There are many times in life we face adversity. During those times it may seem like we are all alone as we face trying to overcome whatever obstacle has risen in our life path. However we are not alone, especially if we can find the strength to reach out to those in our lives who love us. During my time in Belfast I have been reminded of the power of community and how those bonds can take away that sense of isolation and help with resilience in even the hardest circumstances. The hardships many people in Northern Ireland have experienced are many times hard for me to comprehend. However the strength of their relationships and connection to community I can not only appreciate, but admire. I think this incredibly strong sense of connectedness to taking care of one another is the reason that they have been able to continue in spite of the hardships. I find myself learning many lessons as I talk with the individuals at PIPS and others throughout the city, many of which will stay with me forever, including how community can build resilience.
We’ve been in for a few days, and I’m really enjoying our time! I’ve met many people who have been extremely hospitable and are more than happy to inform us about the Northern Irish history, culture, and its struggles with suicide and trauma.
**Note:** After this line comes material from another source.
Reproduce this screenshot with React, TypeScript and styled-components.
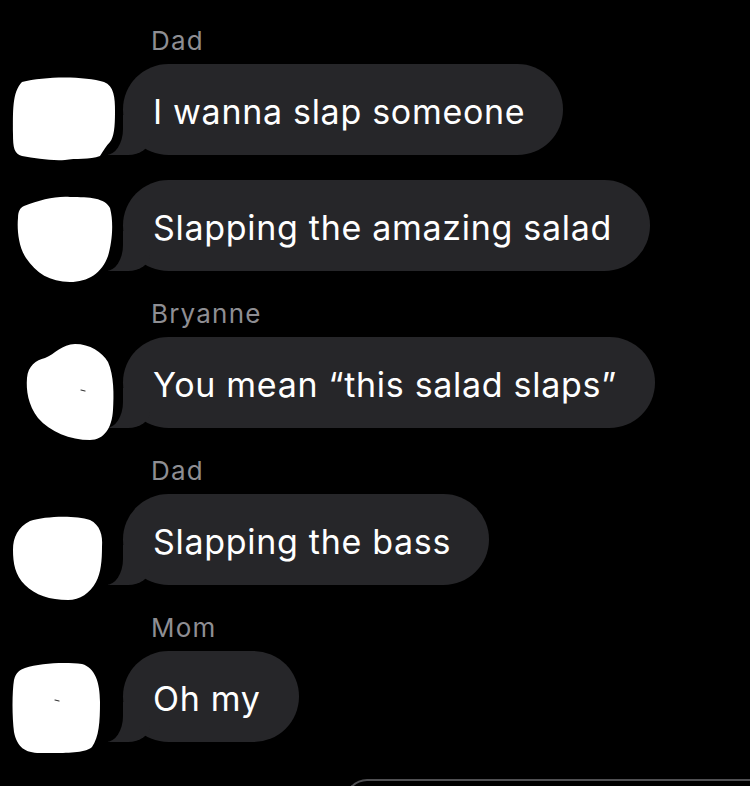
import React from "react";
import styled, { createGlobalStyle } from "styled-components";

const GlobalStyle = createGlobalStyle`
  html, body {
    margin: 0;
    padding: 0;
    background: #000;
    overflow: hidden;
  }
  body {
    font-family: Inter, "Noto Sans", "Liberation Sans", sans-serif;
  }
`;

const BUBBLE = "#262629";

const Screen = styled.div`
  width: 750px;
  height: 786px;
  overflow: hidden;
  background: #000;
  padding-top: 26px;
  box-sizing: border-box;
`;

const Thread = styled.div`
  display: flex;
  flex-direction: column;
  gap: 28px;
`;

const Group = styled.section`
  display: flex;
  flex-direction: column;
`;

const Sender = styled.div`
  margin-left: 151px;
  margin-bottom: 8px;
  font-size: 26px;
  line-height: 30px;
  letter-spacing: 1.2px;
  color: #8e8e93;
`;

const Rows = styled.div`
  display: flex;
  flex-direction: column;
  gap: 25px;
`;

const Row = styled.div`
  display: flex;
  align-items: flex-end;
`;

const Avatar = styled.svg`
  flex: 0 0 123px;
  width: 123px;
  height: 118px;
  margin-top: -9px;
  margin-bottom: -18px;
  position: relative;
  z-index: 2;
`;

const Bubble = styled.div`
  position: relative;
  display: flex;
  align-items: center;
  height: 91px;
  padding: 3px 38px 0 30px;
  box-sizing: border-box;
  border-radius: 45.5px;
  background: ${BUBBLE};
  color: #fff;
  font-size: 34px;
  letter-spacing: 0.7px;
  white-space: nowrap;

  &::before {
    content: "";
    position: absolute;
    z-index: 0;
    left: -15px;
    bottom: 0;
    width: 42px;
    height: 40px;
    background: ${BUBBLE};
    border-bottom-right-radius: 22px 16px;
  }

  &::after {
    content: "";
    position: absolute;
    z-index: 1;
    left: -17px;
    bottom: 0;
    width: 17px;
    height: 40px;
    background: #000;
    border-bottom-right-radius: 17px 26px;
  }
`;

const Composer = styled.div`
  margin: 37px 0 0 345px;
  height: 44px;
  border: 2px solid #4f4f52;
  border-right: none;
  border-radius: 22px 0 0 22px;
`;

type Msg = { text: string; blob: string; speck?: [number, number] };
type Chat = { sender: string; messages: Msg[] };

const chats: Chat[] = [
  {
    sender: "Dad",
    messages: [
      {
        text: "I wanna slap someone",
        blob: "M 22 27 C 45 21, 85 21, 104 27 C 114 31, 115 42, 115 57 C 115 72, 114 82, 110 87 C 106 91, 104 95, 100 101 C 90 105, 75 103, 65 105 C 50 106, 35 103, 22 101 C 14 99, 13 92, 13 79 C 13 57, 12 37, 22 27 Z",
      },
      {
        text: "Slapping the amazing salad",
        blob: "M 24 35 C 40 29, 55 25, 70 26 C 90 26, 105 27, 110 37 C 114 52, 112 72, 108 85 C 102 102, 88 111, 70 111 C 50 111, 36 102, 26 87 C 18 75, 17 57, 18 47 C 18 40, 20 37, 24 35 Z",
      },
    ],
  },
  {
    sender: "Bryanne",
    messages: [
      {
        text: "You mean \u201Cthis salad slaps\u201D",
        blob: "M 75 16 C 90 16, 102 24, 108 34 C 114 47, 114 67, 113 82 C 112 100, 104 112, 90 112 C 70 112, 50 104, 38 90 C 28 77, 26 62, 27 50 C 28 38, 36 32, 45 30 C 55 26, 62 16, 75 16 Z",
        speck: [83, 62],
      },
    ],
  },
  {
    sender: "Dad",
    messages: [
      {
        text: "Slapping the bass",
        blob: "M 30 36 C 45 31, 75 30, 90 35 C 100 40, 103 50, 102 62 C 102 75, 101 88, 96 97 C 90 108, 80 115, 68 115 C 50 115, 35 110, 25 100 C 15 90, 13 78, 13 65 C 13 52, 18 42, 30 36 Z",
      },
    ],
  },
  {
    sender: "Mom",
    messages: [
      {
        text: "Oh my",
        blob: "M 25 26 C 40 21, 65 20, 82 22 C 95 26, 100 40, 100 60 C 100 80, 99 95, 92 105 C 85 112, 60 111, 40 111 C 25 111, 17 105, 14 90 C 12 75, 12 50, 14 38 C 16 30, 20 28, 25 26 Z",
        speck: [57, 58],
      },
    ],
  },
];

const Blob = ({ d, speck }: { d: string; speck?: [number, number] }) => (
  <Avatar viewBox="0 0 123 118">
    <path d={d} fill="#fff" />
    {speck && (
      <line
        x1={speck[0] - 2}
        y1={speck[1]}
        x2={speck[0] + 2}
        y2={speck[1] + 1}
        stroke="#333"
        strokeWidth="1.2"
        strokeLinecap="round"
      />
    )}
  </Avatar>
);

export default function App() {
  return (
    <Screen>
      <GlobalStyle />
      <Thread>
        {chats.map((chat, i) => (
          <Group key={i}>
            <Sender>{chat.sender}</Sender>
            <Rows>
              {chat.messages.map((m, j) => (
                <Row key={j}>
                  <Blob d={m.blob} speck={m.speck} />
                  <Bubble>{m.text}</Bubble>
                </Row>
              ))}
            </Rows>
          </Group>
        ))}
      </Thread>
      <Composer />
    </Screen>
  );
}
There are reminders on every block of the hostility that plagued the region, but the welcoming and friendly people cause you to instantly forget about the area’s violent past.
I have participated in two interviews so far with individuals who have lost family members to suicide. Both of these people have touched my heart with their powerful stories, and it has been gratifying to apply some of the skills I’ve learned in school during these interviews. We’ve also attended a few conferences, and the similarities between the mental health fields in the U.S. and the U.K. have become striking. I feel fortunate to have come on this trip because I am learning so much! I can’t wait to learn even more in the next few days!